UARTDRV_Handle_t handle = &handleData;
uint8_t buffer[64];
 
void callback(UARTDRV_Handle_t handle,
Ecode_t transferStatus,
uint8_t *data,
UARTDRV_Count_t transferCount)
{
(void)handle;
(void)transferStatus;
(void)data;
(void)transferCount;
}
 
void main(void)
{
// Initialize driver handle
UARTDRV_InitUart_t initData = MY_UART;
UARTDRV_InitUart(handle, &initData);
 
// Transmit data using a non-blocking transmit function
UARTDRV_Transmit(handle, buffer, 64, callback);
}
 
I put data into the buffer and compiled the code in a main successfully. But when  i checked the port a0 and a1 (i.e which is assigned for usart0) nothing shows up . Is there anything else i should be doing configuration wise?
Highlighted
Posts: 3,092
Registered: ‎02-07-2002

Re: Printf break ; Problems with uartdrv

After a frame error a uart needs some quiet time on the line to resynchronize. A continuous transmission can keep it out of sync.

Posts: 469
Registered: ‎01-18-2004

Re: Printf break ; Problems with uartdrv


vanmierlo wrote:

After a frame error a uart needs some quiet time on the line to resynchronize. A continuous transmission can keep it out of sync.


I forget what exactly that "quiet time" after a byte is sent, but I think it's on the order of a bit time after the stop bit is transmitted. If you consider that at 115200 bps the bit time is 8.68 us, that's forever when the processor clock speed is a measly 25 MHz (40 ns). The DMA engine controlling the transmission can see that the transmit shift is complete, perhaps meaning "stop bit just started transmitting," because the stop bit idles the TX line. And then in a very few clock ticks it can turn around and start sending the next byte, indicated by bringing the TX line low for the start bit.
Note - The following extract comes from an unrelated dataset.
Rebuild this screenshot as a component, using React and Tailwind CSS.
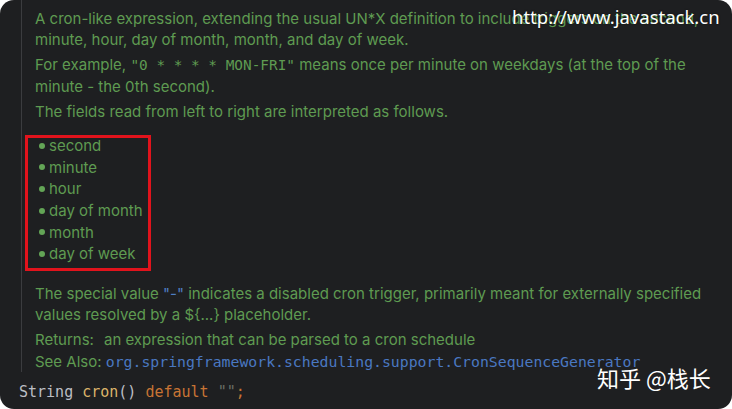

The receiver may not be ready for that event.

Posts: 3,092
Registered: ‎02-07-2002

Re: Printf break ; Problems with uartdrv

I'm sure the UART will wait the full stop bit before transmitting the next start bit. But when you go out of sync that is not enough. In that case you need a full byte of silence to recover, because the next start bit may be interpreted as part of the previous byte and the receiver may think any of the following '0' bits is the start bit.Using two stop bits on transmit helps to stay in sync.